FOR IMMEDIATE RELEASE

November 10, 2016

WASHINGTON, D.C. – As coalition forces begin the liberation of Mosul, the U.S. Commission on International Religious Freedom (USCIRF) notes that November 13 is the one-year anniversary of the liberation of Sinjar from the Islamic State of Iraq and the Levant (ISIL). 

ISIL’s two-week August 2014 assault on Sinjar and the Tal Afar districts of northern Iraq’s Nineveh Province resulted in the deaths of more than 5,000 Yazidi men, the rape and enslavement of 5,000 Yazidi women, and the displacement of at least 200,000 civilians. ISIL also destroyed Yazidi temples and shrines and looted and demolished Yazidi homes.

Likewise, ISIL’s occupation of Mosul resulted in thousands of victims and its liberation could result in hundreds of thousands of refugees.

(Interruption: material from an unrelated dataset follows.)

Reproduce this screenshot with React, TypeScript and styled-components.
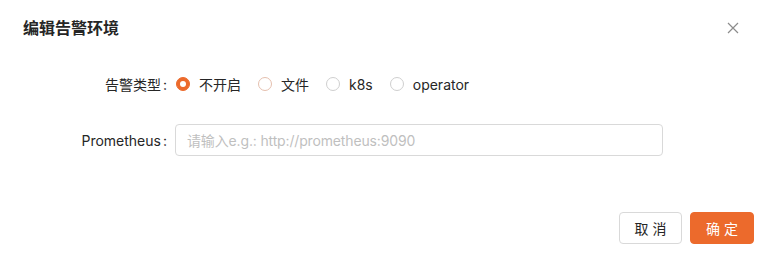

ISIL’s unspeakable crimes in northern Iraq have permanently altered the country’s religious landscape, including the decimation of the Yazidis, a minority religious community which was given only two options: convert or die,” said USCIRF Chair Thomas J. Reese, S.J. “The ongoingmilitary offensive against ISIL in Mosul will liberate the city, but it may also increase the number of refugees and further aggravate sectarian tensions in the region. ISIL’s crimes must not lead to massive retaliation against Sunni Muslims. USCIRF acknowledges the administration’s efforts to return people to their homes and secure vulnerable communities. USCIRF also urges the U.S. government and the Global Coalition to Counter ISIL to work to develop measures to protect freedom of religion or belief.”

ISIL’s violent religious and political ideology allows no religious diversity or freedom of thought or expression. USCIRF welcomed the State Department’s declaration in March 2016 that Yazidis, Christians, and Shi’a Muslims in Iraq and Syria are victims of genocide by ISIL. USCIRF continues to urge the U.S. government to call for a referral by the UN Security Council to the International Criminal Court to investigate ISIL’s violations in Iraq and Syria.

USCIRF urges the U.S. government to initiate an effort among relevant UN agencies, NGOs, and the Global Coalition to fund and develop programs that bolster religious tolerance, alleviate sectarian tensions, and promote respect for religious freedom and related rights for refugees in host countries.